È un vero tour de force di citazioni, dunque, una di quelle sequenze che sfidano e spingono innanzi l’immaginazione. L’ultima creazione di Antonio Maria da Silva, rilasciata neanche una settimana fa, ha già accumulato quasi 250.000 visualizzazioni (in rapida crescita, chissà dove arriverà?) ed è stata definita da diversi siti di settore, come: “La cosa più entusiasmante che si possa trovare su YouTube”. Lode tutt’altro che esagerata, per lo meno dal punto di vista di tutti coloro che amano i revival, o ricordi con piacere nostalgico il cinema di Hollywood degli anni ’70 e ’80. Che poi costituirebbero, almeno nell’opinione dei produttori iper-stipendiati di quei luoghi, un’alta percentuale del pubblico pagante, visto come ormai la stragrande maggioranza dei film che continuano a proporci siano dei seguiti o remake dell’epoca dell’opulenza diffusa e ormai trascorsa, o in alternativa l’adattamento diretto dei fumetti o romanzi che ne trassero l’ispirazione coéva.

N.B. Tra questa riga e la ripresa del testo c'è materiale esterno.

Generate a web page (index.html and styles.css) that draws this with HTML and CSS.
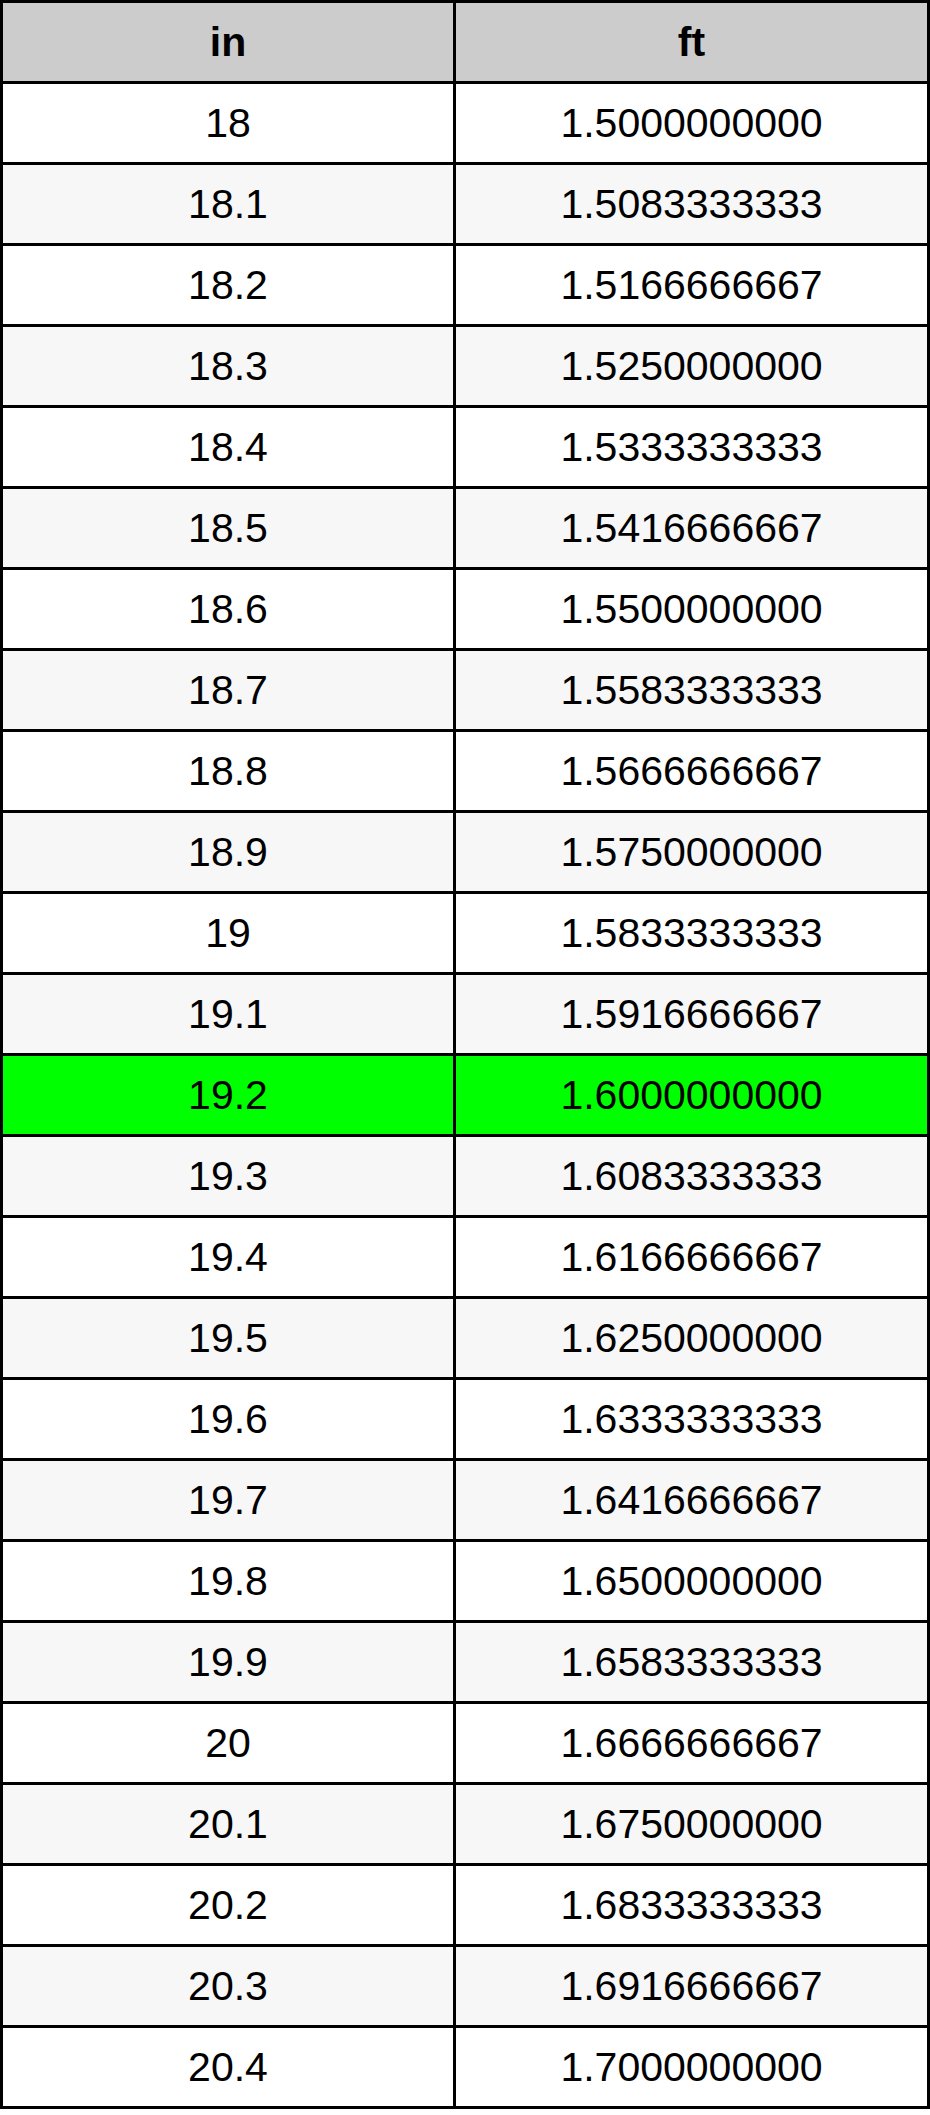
FILE: index.html
```html
<!DOCTYPE html>
<html>
<head>
<meta charset="utf-8">
<link rel="stylesheet" href="styles.css">
</head>
<body>
<table class="conv">
<colgroup><col class="c-in"><col class="c-ft"></colgroup>
<thead>
<tr><th>in</th><th>ft</th></tr>
</thead>
<tbody>
<tr><td>18</td><td>1.5000000000</td></tr>
<tr class="alt"><td>18.1</td><td>1.5083333333</td></tr>
<tr><td>18.2</td><td>1.5166666667</td></tr>
<tr class="alt"><td>18.3</td><td>1.5250000000</td></tr>
<tr><td>18.4</td><td>1.5333333333</td></tr>
<tr class="alt"><td>18.5</td><td>1.5416666667</td></tr>
<tr><td>18.6</td><td>1.5500000000</td></tr>
<tr class="alt"><td>18.7</td><td>1.5583333333</td></tr>
<tr><td>18.8</td><td>1.5666666667</td></tr>
<tr class="alt"><td>18.9</td><td>1.5750000000</td></tr>
<tr><td>19</td><td>1.5833333333</td></tr>
<tr class="alt"><td>19.1</td><td>1.5916666667</td></tr>
<tr class="hl"><td>19.2</td><td>1.6000000000</td></tr>
<tr class="alt"><td>19.3</td><td>1.6083333333</td></tr>
<tr><td>19.4</td><td>1.6166666667</td></tr>
<tr class="alt"><td>19.5</td><td>1.6250000000</td></tr>
<tr><td>19.6</td><td>1.6333333333</td></tr>
<tr class="alt"><td>19.7</td><td>1.6416666667</td></tr>
<tr><td>19.8</td><td>1.6500000000</td></tr>
<tr class="alt"><td>19.9</td><td>1.6583333333</td></tr>
<tr><td>20</td><td>1.6666666667</td></tr>
<tr class="alt"><td>20.1</td><td>1.6750000000</td></tr>
<tr><td>20.2</td><td>1.6833333333</td></tr>
<tr class="alt"><td>20.3</td><td>1.6916666667</td></tr>
<tr><td>20.4</td><td>1.7000000000</td></tr>
</tbody>
</table>
</body>
</html>
```

FILE: styles.css
```css
html, body {
  margin: 0;
  padding: 0;
  background: #ffffff;
}

.conv {
  border-collapse: separate;
  border-spacing: 0;
  width: 930px;
  border-top: 3px solid #000;
  border-left: 3px solid #000;
  font-family: "Liberation Sans", Arial, sans-serif;
  font-size: 41px;
  color: #000;
  table-layout: fixed;
}

.c-in { width: 453px; }
.c-ft { width: 474px; }

.conv th,
.conv td {
  height: 81px;
  padding: 0;
  box-sizing: border-box;
  border-right: 3px solid #000;
  border-bottom: 3px solid #000;
  text-align: center;
  vertical-align: middle;
  line-height: 1;
}

.conv th {
  background: #cccccc;
  font-weight: bold;
}

.conv tbody tr { background: #ffffff; }
.conv tbody tr.alt { background: #f7f7f7; }
.conv tbody tr.hl { background: #00ff00; }
```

E giunti a questo punto, allora, perché no? Trasformiamo pure i nostri eroi di gioventù in fantasmi eterei, piuttosto che mummie plasticose, eternamente condannati a ripetere per sempre ciò che aveva costituito la loro prima via d’accesso alla celebrità. Forse proprio questo è il messaggio, probabilmente intenzionale, veicolato tanto efficacemente dall’Hell’s Bar: che non importa dove sei arrivato, quale dimensione alternativa abbia intrappolato la tua anima o il tuo corpo, il destino che ti aspetta è ferreo ed immutabile, già rapido su cellulosa in mezzo alle bobine inarrestabili del tempo. Se persino il criminale redento Carlito, dotato delle migliori guardie del corpo a disposizione nelle sette dimensioni trascendenti, non ha potuto sfuggire al suo triste destino, che cosa potremmo fare noi per salvarlo? Non ci resta che prendere il popcorn, la Coca Cola, e continuare a guardare, godendo di simili travagli e sofferenze sempre uguali. Mentre i cenobiti se la ridono, dai loro troni insanguinati.